(Interface markup and scripts)
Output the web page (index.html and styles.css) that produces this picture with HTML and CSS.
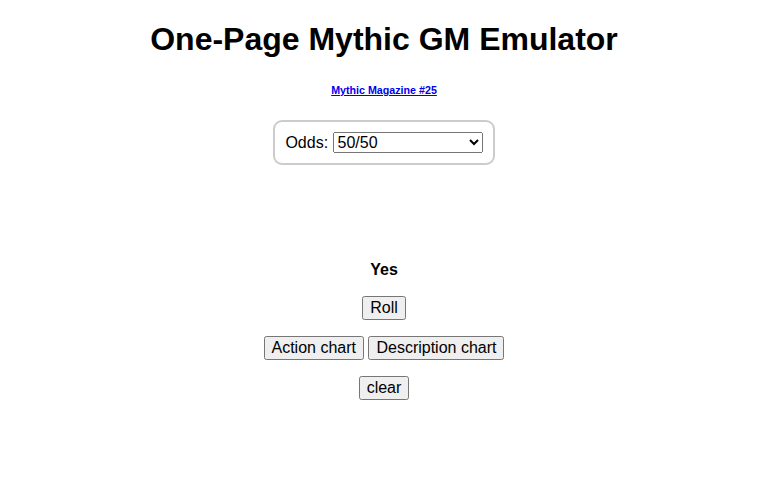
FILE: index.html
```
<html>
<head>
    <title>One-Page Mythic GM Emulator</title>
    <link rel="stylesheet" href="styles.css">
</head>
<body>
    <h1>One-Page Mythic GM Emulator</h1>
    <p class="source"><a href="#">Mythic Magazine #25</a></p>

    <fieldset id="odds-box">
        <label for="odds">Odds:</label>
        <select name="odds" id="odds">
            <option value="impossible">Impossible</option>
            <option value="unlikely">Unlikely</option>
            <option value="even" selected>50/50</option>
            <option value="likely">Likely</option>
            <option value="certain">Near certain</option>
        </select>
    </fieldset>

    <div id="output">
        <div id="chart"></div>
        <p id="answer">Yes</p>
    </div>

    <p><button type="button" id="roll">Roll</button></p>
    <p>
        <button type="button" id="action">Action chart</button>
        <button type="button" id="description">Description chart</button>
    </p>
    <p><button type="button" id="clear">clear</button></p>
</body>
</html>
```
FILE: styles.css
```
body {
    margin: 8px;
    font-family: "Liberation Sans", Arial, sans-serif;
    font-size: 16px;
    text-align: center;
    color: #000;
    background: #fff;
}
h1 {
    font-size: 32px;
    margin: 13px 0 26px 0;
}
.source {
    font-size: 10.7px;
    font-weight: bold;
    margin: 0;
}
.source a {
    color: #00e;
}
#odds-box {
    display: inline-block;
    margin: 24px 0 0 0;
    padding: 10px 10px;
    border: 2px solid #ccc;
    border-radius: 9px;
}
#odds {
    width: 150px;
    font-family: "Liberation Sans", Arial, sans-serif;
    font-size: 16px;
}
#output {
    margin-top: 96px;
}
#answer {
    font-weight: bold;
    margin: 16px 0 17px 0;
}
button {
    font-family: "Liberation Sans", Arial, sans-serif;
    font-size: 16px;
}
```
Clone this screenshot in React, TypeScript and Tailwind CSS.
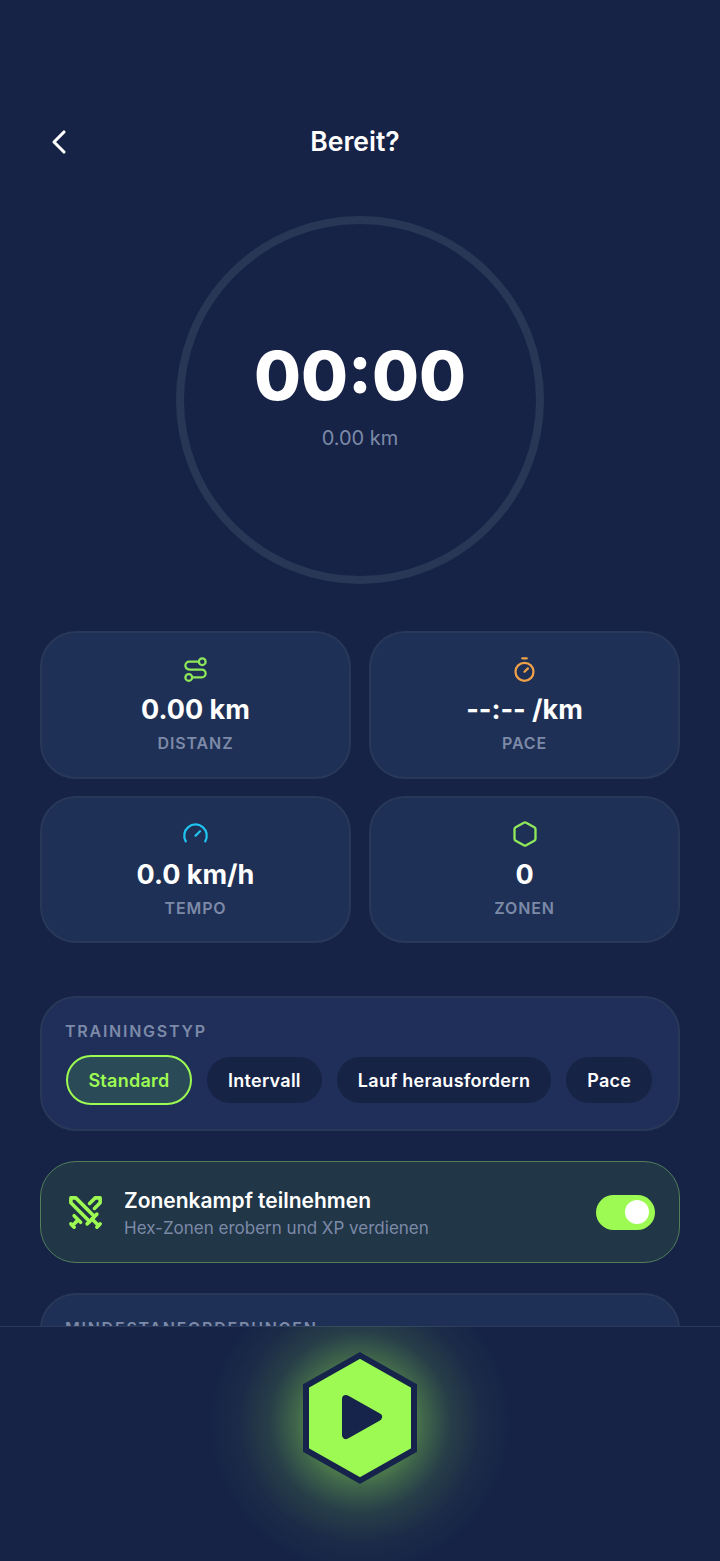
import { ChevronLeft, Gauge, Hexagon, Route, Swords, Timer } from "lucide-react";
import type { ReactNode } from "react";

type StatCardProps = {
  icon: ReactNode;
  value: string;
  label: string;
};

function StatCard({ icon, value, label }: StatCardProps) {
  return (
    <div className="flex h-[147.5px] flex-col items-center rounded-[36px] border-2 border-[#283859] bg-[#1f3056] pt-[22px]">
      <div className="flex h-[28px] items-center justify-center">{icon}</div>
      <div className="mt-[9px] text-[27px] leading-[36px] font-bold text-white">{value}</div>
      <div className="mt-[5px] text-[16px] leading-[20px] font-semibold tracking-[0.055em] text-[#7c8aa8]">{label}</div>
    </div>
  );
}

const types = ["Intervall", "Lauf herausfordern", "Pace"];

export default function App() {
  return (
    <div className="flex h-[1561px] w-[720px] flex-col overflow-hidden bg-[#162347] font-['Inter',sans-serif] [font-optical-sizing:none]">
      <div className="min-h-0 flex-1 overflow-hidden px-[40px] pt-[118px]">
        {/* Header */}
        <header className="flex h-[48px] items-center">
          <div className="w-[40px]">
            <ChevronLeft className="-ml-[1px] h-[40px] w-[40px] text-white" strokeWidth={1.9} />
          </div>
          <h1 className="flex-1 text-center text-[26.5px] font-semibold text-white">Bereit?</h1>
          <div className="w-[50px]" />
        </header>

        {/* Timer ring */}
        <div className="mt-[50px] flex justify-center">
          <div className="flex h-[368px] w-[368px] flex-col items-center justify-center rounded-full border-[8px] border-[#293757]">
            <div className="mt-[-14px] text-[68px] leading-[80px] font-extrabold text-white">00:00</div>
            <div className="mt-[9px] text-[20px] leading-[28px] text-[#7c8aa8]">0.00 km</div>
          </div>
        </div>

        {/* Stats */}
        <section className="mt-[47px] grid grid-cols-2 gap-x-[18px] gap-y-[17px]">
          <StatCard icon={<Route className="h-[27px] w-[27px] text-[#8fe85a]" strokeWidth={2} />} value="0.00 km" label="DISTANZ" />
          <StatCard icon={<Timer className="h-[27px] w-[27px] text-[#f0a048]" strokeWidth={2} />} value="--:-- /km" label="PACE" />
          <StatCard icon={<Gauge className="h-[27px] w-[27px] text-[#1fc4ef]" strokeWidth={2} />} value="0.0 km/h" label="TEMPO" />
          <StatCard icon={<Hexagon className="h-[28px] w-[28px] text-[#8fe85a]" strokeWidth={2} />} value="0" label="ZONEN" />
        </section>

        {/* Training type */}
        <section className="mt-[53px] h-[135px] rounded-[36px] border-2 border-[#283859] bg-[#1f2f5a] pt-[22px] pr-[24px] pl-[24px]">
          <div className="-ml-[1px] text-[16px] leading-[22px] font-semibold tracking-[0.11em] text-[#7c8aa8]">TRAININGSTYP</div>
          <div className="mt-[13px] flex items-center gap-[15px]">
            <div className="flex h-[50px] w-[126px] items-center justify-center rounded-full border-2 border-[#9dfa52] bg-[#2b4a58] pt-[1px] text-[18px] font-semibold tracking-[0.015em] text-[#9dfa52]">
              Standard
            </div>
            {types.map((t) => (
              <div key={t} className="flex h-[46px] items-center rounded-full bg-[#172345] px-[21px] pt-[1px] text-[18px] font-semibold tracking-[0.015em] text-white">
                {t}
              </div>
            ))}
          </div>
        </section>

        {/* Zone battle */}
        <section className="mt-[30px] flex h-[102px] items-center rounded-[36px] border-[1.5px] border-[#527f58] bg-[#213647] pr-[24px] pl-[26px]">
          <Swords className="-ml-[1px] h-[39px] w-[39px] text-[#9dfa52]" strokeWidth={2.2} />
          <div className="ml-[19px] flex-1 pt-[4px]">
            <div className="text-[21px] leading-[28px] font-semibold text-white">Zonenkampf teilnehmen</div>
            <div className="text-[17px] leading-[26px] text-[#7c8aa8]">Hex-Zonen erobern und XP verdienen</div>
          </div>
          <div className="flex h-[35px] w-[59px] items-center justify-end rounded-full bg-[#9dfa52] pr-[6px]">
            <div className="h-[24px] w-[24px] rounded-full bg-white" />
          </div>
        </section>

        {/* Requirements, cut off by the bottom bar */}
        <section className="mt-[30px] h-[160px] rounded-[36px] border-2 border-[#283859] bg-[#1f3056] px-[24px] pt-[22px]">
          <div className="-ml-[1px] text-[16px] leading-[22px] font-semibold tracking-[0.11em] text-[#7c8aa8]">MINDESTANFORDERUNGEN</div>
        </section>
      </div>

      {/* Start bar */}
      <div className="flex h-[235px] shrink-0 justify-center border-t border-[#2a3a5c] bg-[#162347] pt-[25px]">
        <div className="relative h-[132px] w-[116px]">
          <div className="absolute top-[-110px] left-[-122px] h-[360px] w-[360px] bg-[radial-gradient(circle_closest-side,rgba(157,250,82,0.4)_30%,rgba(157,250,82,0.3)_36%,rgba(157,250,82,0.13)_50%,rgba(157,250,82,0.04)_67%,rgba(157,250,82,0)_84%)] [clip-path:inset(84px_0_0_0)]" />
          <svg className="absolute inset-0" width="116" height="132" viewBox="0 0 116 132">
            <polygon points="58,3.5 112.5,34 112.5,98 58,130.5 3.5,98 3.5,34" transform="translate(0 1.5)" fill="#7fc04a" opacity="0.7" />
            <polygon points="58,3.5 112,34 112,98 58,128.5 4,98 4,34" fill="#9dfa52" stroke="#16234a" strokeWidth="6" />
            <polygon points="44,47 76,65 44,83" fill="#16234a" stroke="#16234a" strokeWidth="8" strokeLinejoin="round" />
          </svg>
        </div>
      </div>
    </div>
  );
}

▶ _What is required_
Repeat every record precisely. Any picture among them stays out of the copy.

▶ _Complete output_
Output the web page (index.html and styles.css) that produces this picture with HTML and CSS.
FILE: index.html
```
<html>
<head>
    <title>One-Page Mythic GM Emulator</title>
    <link rel="stylesheet" href="styles.css">
</head>
<body>
    <h1>One-Page Mythic GM Emulator</h1>
    <p class="source"><a href="#">Mythic Magazine #25</a></p>

    <fieldset id="odds-box">
        <label for="odds">Odds:</label>
        <select name="odds" id="odds">
            <option value="impossible">Impossible</option>
            <option value="unlikely">Unlikely</option>
            <option value="even" selected>50/50</option>
            <option value="likely">Likely</option>
            <option value="certain">Near certain</option>
        </select>
    </fieldset>

    <div id="output">
        <div id="chart"></div>
        <p id="answer">Yes</p>
    </div>

    <p><button type="button" id="roll">Roll</button></p>
    <p>
        <button type="button" id="action">Action chart</button>
        <button type="button" id="description">Description chart</button>
    </p>
    <p><button type="button" id="clear">clear</button></p>
</body>
</html>
```
FILE: styles.css
```
body {
    margin: 8px;
    font-family: "Liberation Sans", Arial, sans-serif;
    font-size: 16px;
    text-align: center;
    color: #000;
    background: #fff;
}
h1 {
    font-size: 32px;
    margin: 13px 0 26px 0;
}
.source {
    font-size: 10.7px;
    font-weight: bold;
    margin: 0;
}
.source a {
    color: #00e;
}
#odds-box {
    display: inline-block;
    margin: 24px 0 0 0;
    padding: 10px 10px;
    border: 2px solid #ccc;
    border-radius: 9px;
}
#odds {
    width: 150px;
    font-family: "Liberation Sans", Arial, sans-serif;
    font-size: 16px;
}
#output {
    margin-top: 96px;
}
#answer {
    font-weight: bold;
    margin: 16px 0 17px 0;
}
button {
    font-family: "Liberation Sans", Arial, sans-serif;
    font-size: 16px;
}
```
Clone this screenshot in React, TypeScript and Tailwind CSS.
import { ChevronLeft, Gauge, Hexagon, Route, Swords, Timer } from "lucide-react";
import type { ReactNode } from "react";

type StatCardProps = {
  icon: ReactNode;
  value: string;
  label: string;
};

function StatCard({ icon, value, label }: StatCardProps) {
  return (
    <div className="flex h-[147.5px] flex-col items-center rounded-[36px] border-2 border-[#283859] bg-[#1f3056] pt-[22px]">
      <div className="flex h-[28px] items-center justify-center">{icon}</div>
      <div className="mt-[9px] text-[27px] leading-[36px] font-bold text-white">{value}</div>
      <div className="mt-[5px] text-[16px] leading-[20px] font-semibold tracking-[0.055em] text-[#7c8aa8]">{label}</div>
    </div>
  );
}

const types = ["Intervall", "Lauf herausfordern", "Pace"];

export default function App() {
  return (
    <div className="flex h-[1561px] w-[720px] flex-col overflow-hidden bg-[#162347] font-['Inter',sans-serif] [font-optical-sizing:none]">
      <div className="min-h-0 flex-1 overflow-hidden px-[40px] pt-[118px]">
        {/* Header */}
        <header className="flex h-[48px] items-center">
          <div className="w-[40px]">
            <ChevronLeft className="-ml-[1px] h-[40px] w-[40px] text-white" strokeWidth={1.9} />
          </div>
          <h1 className="flex-1 text-center text-[26.5px] font-semibold text-white">Bereit?</h1>
          <div className="w-[50px]" />
        </header>

        {/* Timer ring */}
        <div className="mt-[50px] flex justify-center">
          <div className="flex h-[368px] w-[368px] flex-col items-center justify-center rounded-full border-[8px] border-[#293757]">
            <div className="mt-[-14px] text-[68px] leading-[80px] font-extrabold text-white">00:00</div>
            <div className="mt-[9px] text-[20px] leading-[28px] text-[#7c8aa8]">0.00 km</div>
          </div>
        </div>

        {/* Stats */}
        <section className="mt-[47px] grid grid-cols-2 gap-x-[18px] gap-y-[17px]">
          <StatCard icon={<Route className="h-[27px] w-[27px] text-[#8fe85a]" strokeWidth={2} />} value="0.00 km" label="DISTANZ" />
          <StatCard icon={<Timer className="h-[27px] w-[27px] text-[#f0a048]" strokeWidth={2} />} value="--:-- /km" label="PACE" />
          <StatCard icon={<Gauge className="h-[27px] w-[27px] text-[#1fc4ef]" strokeWidth={2} />} value="0.0 km/h" label="TEMPO" />
          <StatCard icon={<Hexagon className="h-[28px] w-[28px] text-[#8fe85a]" strokeWidth={2} />} value="0" label="ZONEN" />
        </section>

        {/* Training type */}
        <section className="mt-[53px] h-[135px] rounded-[36px] border-2 border-[#283859] bg-[#1f2f5a] pt-[22px] pr-[24px] pl-[24px]">
          <div className="-ml-[1px] text-[16px] leading-[22px] font-semibold tracking-[0.11em] text-[#7c8aa8]">TRAININGSTYP</div>
          <div className="mt-[13px] flex items-center gap-[15px]">
            <div className="flex h-[50px] w-[126px] items-center justify-center rounded-full border-2 border-[#9dfa52] bg-[#2b4a58] pt-[1px] text-[18px] font-semibold tracking-[0.015em] text-[#9dfa52]">
              Standard
            </div>
            {types.map((t) => (
              <div key={t} className="flex h-[46px] items-center rounded-full bg-[#172345] px-[21px] pt-[1px] text-[18px] font-semibold tracking-[0.015em] text-white">
                {t}
              </div>
            ))}
          </div>
        </section>

        {/* Zone battle */}
        <section className="mt-[30px] flex h-[102px] items-center rounded-[36px] border-[1.5px] border-[#527f58] bg-[#213647] pr-[24px] pl-[26px]">
          <Swords className="-ml-[1px] h-[39px] w-[39px] text-[#9dfa52]" strokeWidth={2.2} />
          <div className="ml-[19px] flex-1 pt-[4px]">
            <div className="text-[21px] leading-[28px] font-semibold text-white">Zonenkampf teilnehmen</div>
            <div className="text-[17px] leading-[26px] text-[#7c8aa8]">Hex-Zonen erobern und XP verdienen</div>
          </div>
          <div className="flex h-[35px] w-[59px] items-center justify-end rounded-full bg-[#9dfa52] pr-[6px]">
            <div className="h-[24px] w-[24px] rounded-full bg-white" />
          </div>
        </section>

        {/* Requirements, cut off by the bottom bar */}
        <section className="mt-[30px] h-[160px] rounded-[36px] border-2 border-[#283859] bg-[#1f3056] px-[24px] pt-[22px]">
          <div className="-ml-[1px] text-[16px] leading-[22px] font-semibold tracking-[0.11em] text-[#7c8aa8]">MINDESTANFORDERUNGEN</div>
        </section>
      </div>

      {/* Start bar */}
      <div className="flex h-[235px] shrink-0 justify-center border-t border-[#2a3a5c] bg-[#162347] pt-[25px]">
        <div className="relative h-[132px] w-[116px]">
          <div className="absolute top-[-110px] left-[-122px] h-[360px] w-[360px] bg-[radial-gradient(circle_closest-side,rgba(157,250,82,0.4)_30%,rgba(157,250,82,0.3)_36%,rgba(157,250,82,0.13)_50%,rgba(157,250,82,0.04)_67%,rgba(157,250,82,0)_84%)] [clip-path:inset(84px_0_0_0)]" />
          <svg className="absolute inset-0" width="116" height="132" viewBox="0 0 116 132">
            <polygon points="58,3.5 112.5,34 112.5,98 58,130.5 3.5,98 3.5,34" transform="translate(0 1.5)" fill="#7fc04a" opacity="0.7" />
            <polygon points="58,3.5 112,34 112,98 58,128.5 4,98 4,34" fill="#9dfa52" stroke="#16234a" strokeWidth="6" />
            <polygon points="44,47 76,65 44,83" fill="#16234a" stroke="#16234a" strokeWidth="8" strokeLinejoin="round" />
          </svg>
        </div>
      </div>
    </div>
  );
}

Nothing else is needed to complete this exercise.